# EXTRACTED DATA
Start
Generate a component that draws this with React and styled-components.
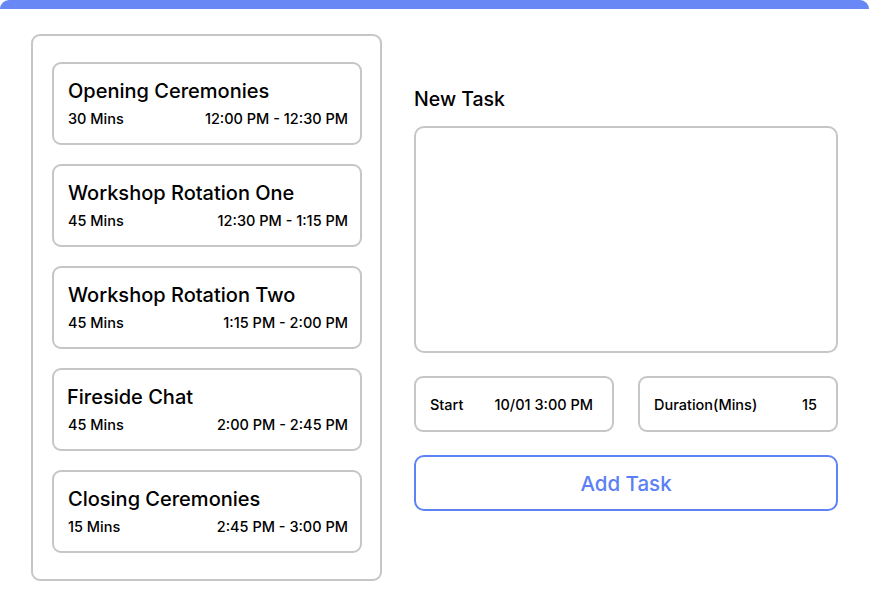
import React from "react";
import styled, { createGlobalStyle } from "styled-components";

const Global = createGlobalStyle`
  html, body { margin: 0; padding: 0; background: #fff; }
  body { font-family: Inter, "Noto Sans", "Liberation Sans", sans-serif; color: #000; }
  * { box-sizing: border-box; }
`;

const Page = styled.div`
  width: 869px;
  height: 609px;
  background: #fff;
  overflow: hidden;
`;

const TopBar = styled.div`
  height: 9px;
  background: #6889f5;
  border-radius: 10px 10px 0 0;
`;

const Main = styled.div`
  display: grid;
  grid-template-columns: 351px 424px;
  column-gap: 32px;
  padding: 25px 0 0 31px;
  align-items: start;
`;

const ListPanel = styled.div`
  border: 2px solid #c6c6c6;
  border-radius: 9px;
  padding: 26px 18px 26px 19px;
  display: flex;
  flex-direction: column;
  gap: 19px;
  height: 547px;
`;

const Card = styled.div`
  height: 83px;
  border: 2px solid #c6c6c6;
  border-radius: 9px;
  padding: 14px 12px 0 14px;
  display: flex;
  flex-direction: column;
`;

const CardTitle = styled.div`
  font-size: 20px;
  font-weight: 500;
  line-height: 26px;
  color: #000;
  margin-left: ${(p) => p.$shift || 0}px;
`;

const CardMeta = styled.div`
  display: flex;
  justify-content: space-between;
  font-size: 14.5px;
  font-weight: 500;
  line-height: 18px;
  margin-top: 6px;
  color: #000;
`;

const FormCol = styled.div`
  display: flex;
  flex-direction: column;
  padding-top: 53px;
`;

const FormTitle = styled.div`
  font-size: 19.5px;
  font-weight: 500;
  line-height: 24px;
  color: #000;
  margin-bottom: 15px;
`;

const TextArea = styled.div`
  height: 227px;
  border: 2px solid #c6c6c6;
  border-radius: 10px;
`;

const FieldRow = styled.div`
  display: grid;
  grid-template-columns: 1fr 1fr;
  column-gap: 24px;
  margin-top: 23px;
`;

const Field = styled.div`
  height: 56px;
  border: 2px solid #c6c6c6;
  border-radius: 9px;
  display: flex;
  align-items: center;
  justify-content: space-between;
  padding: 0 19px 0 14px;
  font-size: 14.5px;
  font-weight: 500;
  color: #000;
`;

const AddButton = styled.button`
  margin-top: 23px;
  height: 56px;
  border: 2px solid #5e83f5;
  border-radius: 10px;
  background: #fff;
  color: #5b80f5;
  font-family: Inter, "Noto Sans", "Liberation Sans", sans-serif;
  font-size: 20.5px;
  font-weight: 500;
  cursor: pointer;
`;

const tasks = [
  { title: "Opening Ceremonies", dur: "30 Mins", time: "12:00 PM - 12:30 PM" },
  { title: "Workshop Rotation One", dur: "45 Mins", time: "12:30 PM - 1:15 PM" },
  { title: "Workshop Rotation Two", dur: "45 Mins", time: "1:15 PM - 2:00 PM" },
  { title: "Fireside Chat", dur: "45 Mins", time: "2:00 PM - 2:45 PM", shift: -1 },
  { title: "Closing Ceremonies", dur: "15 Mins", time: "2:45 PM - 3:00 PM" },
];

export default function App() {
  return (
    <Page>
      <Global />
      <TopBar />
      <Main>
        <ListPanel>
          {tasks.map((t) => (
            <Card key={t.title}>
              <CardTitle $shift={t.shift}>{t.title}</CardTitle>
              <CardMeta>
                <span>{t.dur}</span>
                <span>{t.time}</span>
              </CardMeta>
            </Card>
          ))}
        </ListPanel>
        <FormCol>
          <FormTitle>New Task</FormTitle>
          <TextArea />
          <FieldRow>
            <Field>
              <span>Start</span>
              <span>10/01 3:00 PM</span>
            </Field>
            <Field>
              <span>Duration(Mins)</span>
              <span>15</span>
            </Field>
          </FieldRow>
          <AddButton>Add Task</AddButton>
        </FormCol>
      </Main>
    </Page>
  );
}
End
Start
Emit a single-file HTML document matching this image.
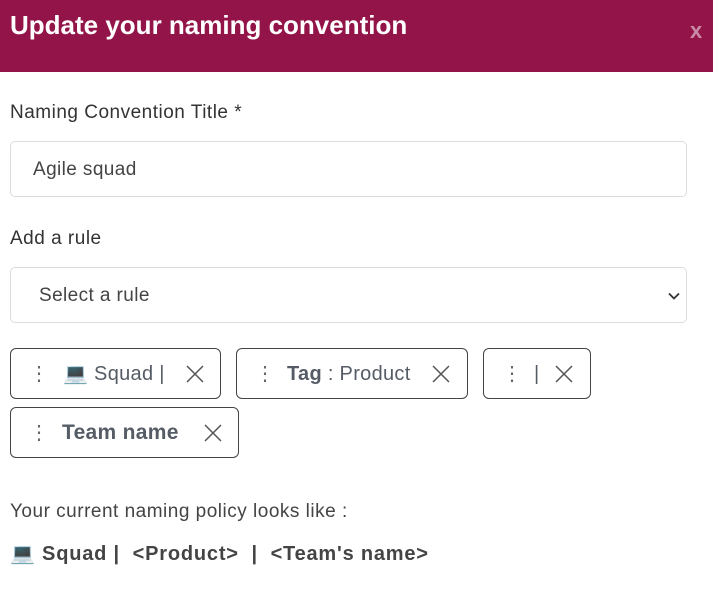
End
# WHAT IS ASKED
Give nothing but the count of lines in the listing above that hold the string "this".

# REPLY TO THE EXERCISE
2